* BEGIN *
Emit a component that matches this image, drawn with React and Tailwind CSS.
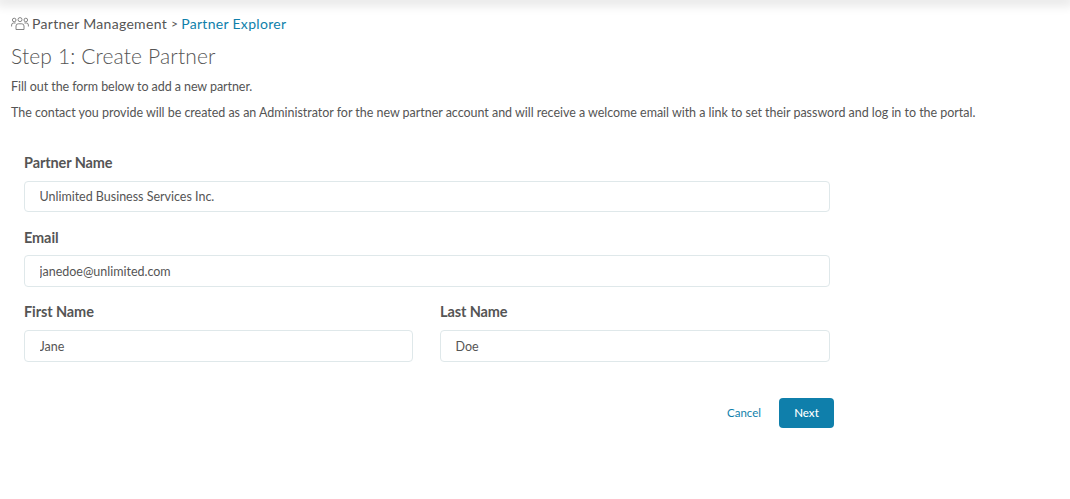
import React from "react";

function Field({ label, value, className = "", inputClass = "mt-[8px] h-[32px]" }) {
  return (
    <div className={className}>
      <label className="block h-[20px] text-[14.5px] leading-[20px] font-bold text-[#555555] tracking-[-0.1px]">{label}</label>
      <input
        readOnly
        value={value}
        className={`${inputClass} block w-full rounded-[4px] border border-[#dfe8ea] bg-white pl-[14.5px] text-[12.5px] tracking-[-0.01px] text-[#555555] outline-none`}
      />
    </div>
  );
}

function PeopleIcon() {
  return (
    <svg width="18" height="14" viewBox="0 0 18 14" fill="none" stroke="#777777" strokeWidth="0.9">
      <circle cx="3.2" cy="3" r="1.8" />
      <circle cx="9" cy="2.6" r="2" />
      <circle cx="14.8" cy="3" r="1.8" />
      <path d="M0.6 9.5V8a2 2 0 0 1 2-2h2" />
      <path d="M17.4 9.5V8a2 2 0 0 0-2-2h-2" />
      <path d="M5 12.5V9a2.2 2.2 0 0 1 2.2-2.2h3.6A2.2 2.2 0 0 1 13 9v3.5z" />
    </svg>
  );
}

export default function App() {
  return (
    <div className="h-[499px] w-[1070px] overflow-hidden bg-white font-['Lato',sans-serif] text-[#555555]">
      <div className="h-0 shadow-[0_0_12px_4px_rgba(0,0,0,0.14)]" />
      <div className="pl-[11px] pt-[15px]">
        <div className="flex h-[18px] items-center text-[14px] leading-[18px] tracking-[0.3px]">
          <PeopleIcon />
          <span className="ml-[3px]">Partner Management</span>
          <span className="ml-[4px] text-[12px]">&gt;</span>
          <span className="ml-[3px] text-[#0f7fab]">Partner Explorer</span>
        </div>
        <h1 className="mt-[9px] h-[28px] text-[21px] leading-[28px] font-light tracking-[0.15px] text-[#555555]">Step 1: Create Partner</h1>
        <p className="mt-[9px] text-[12.5px] leading-[16px] tracking-[-0.07px]">Fill out the form below to add a new partner.</p>
        <p className="mt-[10px] text-[12.5px] leading-[16px] tracking-[-0.03px]">The contact you provide will be created as an Administrator for the new partner account and will receive a welcome email with a link to set their password and log in to the portal.</p>
      </div>
      <form className="ml-[24px] mt-[32px] w-[806px]">
        <Field label="Partner Name" value="Unlimited Business Services Inc." inputClass="mt-[8px] h-[31px]" />
        <Field label="Email" value="janedoe@unlimited.com" className="mt-[16px]" inputClass="mt-[7px] h-[32px]" />
        <div className="mt-[15px] flex gap-[27px]">
          <Field label="First Name" value="Jane" className="w-[389px]" />
          <Field label="Last Name" value="Doe" className="w-[390px]" />
        </div>
      </form>
      <div className="ml-[727px] mt-[36px] flex w-[107px] items-center justify-between">
        <a className="text-[11.5px] text-[#0f7fab]">Cancel</a>
        <button className="h-[30px] w-[55px] rounded-[4px] bg-[#0f7fab] text-[11.5px] font-medium text-white">Next</button>
      </div>
    </div>
  );
}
* END *
• _Stated exercise_
Repeat all the data as it stands, dropping any images it holds.

• _Problem solution_
Emit a component that matches this image, drawn with React and Tailwind CSS.
import React from "react";

function Field({ label, value, className = "", inputClass = "mt-[8px] h-[32px]" }) {
  return (
    <div className={className}>
      <label className="block h-[20px] text-[14.5px] leading-[20px] font-bold text-[#555555] tracking-[-0.1px]">{label}</label>
      <input
        readOnly
        value={value}
        className={`${inputClass} block w-full rounded-[4px] border border-[#dfe8ea] bg-white pl-[14.5px] text-[12.5px] tracking-[-0.01px] text-[#555555] outline-none`}
      />
    </div>
  );
}

function PeopleIcon() {
  return (
    <svg width="18" height="14" viewBox="0 0 18 14" fill="none" stroke="#777777" strokeWidth="0.9">
      <circle cx="3.2" cy="3" r="1.8" />
      <circle cx="9" cy="2.6" r="2" />
      <circle cx="14.8" cy="3" r="1.8" />
      <path d="M0.6 9.5V8a2 2 0 0 1 2-2h2" />
      <path d="M17.4 9.5V8a2 2 0 0 0-2-2h-2" />
      <path d="M5 12.5V9a2.2 2.2 0 0 1 2.2-2.2h3.6A2.2 2.2 0 0 1 13 9v3.5z" />
    </svg>
  );
}

export default function App() {
  return (
    <div className="h-[499px] w-[1070px] overflow-hidden bg-white font-['Lato',sans-serif] text-[#555555]">
      <div className="h-0 shadow-[0_0_12px_4px_rgba(0,0,0,0.14)]" />
      <div className="pl-[11px] pt-[15px]">
        <div className="flex h-[18px] items-center text-[14px] leading-[18px] tracking-[0.3px]">
          <PeopleIcon />
          <span className="ml-[3px]">Partner Management</span>
          <span className="ml-[4px] text-[12px]">&gt;</span>
          <span className="ml-[3px] text-[#0f7fab]">Partner Explorer</span>
        </div>
        <h1 className="mt-[9px] h-[28px] text-[21px] leading-[28px] font-light tracking-[0.15px] text-[#555555]">Step 1: Create Partner</h1>
        <p className="mt-[9px] text-[12.5px] leading-[16px] tracking-[-0.07px]">Fill out the form below to add a new partner.</p>
        <p className="mt-[10px] text-[12.5px] leading-[16px] tracking-[-0.03px]">The contact you provide will be created as an Administrator for the new partner account and will receive a welcome email with a link to set their password and log in to the portal.</p>
      </div>
      <form className="ml-[24px] mt-[32px] w-[806px]">
        <Field label="Partner Name" value="Unlimited Business Services Inc." inputClass="mt-[8px] h-[31px]" />
        <Field label="Email" value="janedoe@unlimited.com" className="mt-[16px]" inputClass="mt-[7px] h-[32px]" />
        <div className="mt-[15px] flex gap-[27px]">
          <Field label="First Name" value="Jane" className="w-[389px]" />
          <Field label="Last Name" value="Doe" className="w-[390px]" />
        </div>
      </form>
      <div className="ml-[727px] mt-[36px] flex w-[107px] items-center justify-between">
        <a className="text-[11.5px] text-[#0f7fab]">Cancel</a>
        <button className="h-[30px] w-[55px] rounded-[4px] bg-[#0f7fab] text-[11.5px] font-medium text-white">Next</button>
      </div>
    </div>
  );
}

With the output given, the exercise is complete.